Иван печенкой чувствовал это тектоническое движение, понимая, что грядущая эпоха всё сметет на своем пути, всё перевернет вверх дном, и утвердится на долгие годы.
И только одно обстоятельство лишало его радости участия во всеобщем обновлении – эта, едва различимая для стороннего наблюдателя, однако вполне очевидная для внимательного наблюдателя, заданность направления текущей жизни.
Из книг, которые оставил ему в наследство отец, он знал, что смены культурно-исторических эпох происходят объективно. Символизм родил наследника в виде акмеизма-адамизма и эгофутуристов, которые, едва родившись, тотчас же по рождении решили поглотить своего родителя. И это было законно – вполне в духе времени!
В противовес символистам, признающим одни лишь символы, акмеисты провозгласили самоценность явлений. В гомельских литературных кружках боготворили Ахматову, Городецкого, Мандельштама, объединившихся вокруг знамени, на котором было начертано: возврат к Адаму, к первородной чистоте, к чувству цельности, к природе, наконец, – их искренне почитали и взапой читали всё, что выходило из печати или ходило по рукам в списках, а потом – взахлеб обсуждали.
Тезис о явлении как самоцели был принят с особым энтузиазмом.
Но акмеисты, по печальному недоразумению, не узрели, что новые слова, торжественно и пышно ими сказанные, вовсе не были новыми…
Вот это-то и казалось Ивану странным в новой общественной жизни – на время у людей как бы отшибало память, а потом, после тяжелых опытов жизни, они вдруг как бы всё вспоминало заново. Такая постоянная временная потеря памяти очень напоминала некую болезнь, вроде рассеянного склероза, но болело ею с удивительным постоянством целое общество.
Вот и кружила общественная мысль, как собака на затерянном следу, в поисках той ниточки Ариадны, которая и приведет, наконец, к заветной цели.
Новаторство футуристов, ставшее в короткое время притчей во языцех, скандально организовало вокруг себя значительную часть публики, которая ещё вчера только одним интересовалась по-настоящему – эротической литературой. Но теперь вопросы пола уверенно отодвигались на второй план, и даже не верилось, что ещё два года назад ни одно серьезное явление в искусстве не мыслилось без связи с этой, запретной некогда, проблемой.
Под щитом футуристов распускали лепестки новые литературные соцветия.
Отцы символизма поспешили произнести теплые слова над колыбелью новорожденного литературного младенца. Брюсов, Мережковский тоже, хотя и очень осторожно, поприветствовали футуристов. И осторожность эта была вполне объяснима. Стоит лишь вспомнить те времена, когда символизм был под запретом, и каждый записной рецензент издевался совершенно безнаказанно над «бледными ногами» Брюсова, а Сологуб принужден был печататься на страницах третьесортных журналов, чтобы понять, почему символисты так осторожничали в отношении футуристов.
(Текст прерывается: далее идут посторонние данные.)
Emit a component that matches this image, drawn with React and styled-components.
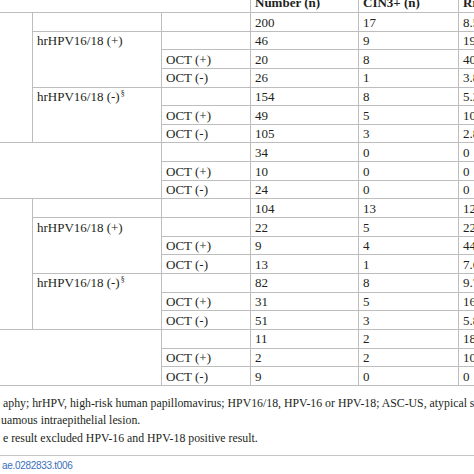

История должна не повторять ошибок. Или хотя бы – должна стремиться к этому. Но сейчас этого сказать было нельзя, иначе будущее литературы представится ужасным бездорожьем, на котором мелькают и маячат без определенной цели всевозможные направления.
И всё же. Идут, идут уже из самых недр жизни, из запретных глубин того быта, на который недавно смотрели сверху вниз, из лона той природы, которая открывает своё богатство только влюбленным в неё…
Ещё одно открытие сделал Иван – можно сочетать мрачное отчаяние, из которого спасение только смерть, и бесконечную радость и ожидание близкого счастья.
Из новых авторов он брал для чтения Шмелева, Тренева, Никандрова. Из старых – Горького, Вересаева, Бунина. Они-то и пели над горькой, оплаканной символистами жизнью романтическую песнь возрождения.
В унисон этому новому пробуждению духа прозвучали юбилейные торжества Короленко и Огарева.
Так появился ещё один повод заговорить о «не умирающих традициях героической русской литературы».
Так прошел год, отметив резкие рубежи. И как вся страна зашевелилась, так и умы пробудились, и жизнь стала наслажденьем.
…Все эти отвлеченные мысли, высказанные в его статьях, были несказанно далеки от крестьянского быта, всей той жизни, которою он должен был теперь жить, потому что так распорядилась судьба и его родители. Но он привык жить в относительной воле – даже в редкие его приезды домочадцы не заставляли его работать по хозяйству, по какому-то молчаливому сговору, оставляя за «грамотеем» право жить своей вольной жизнью.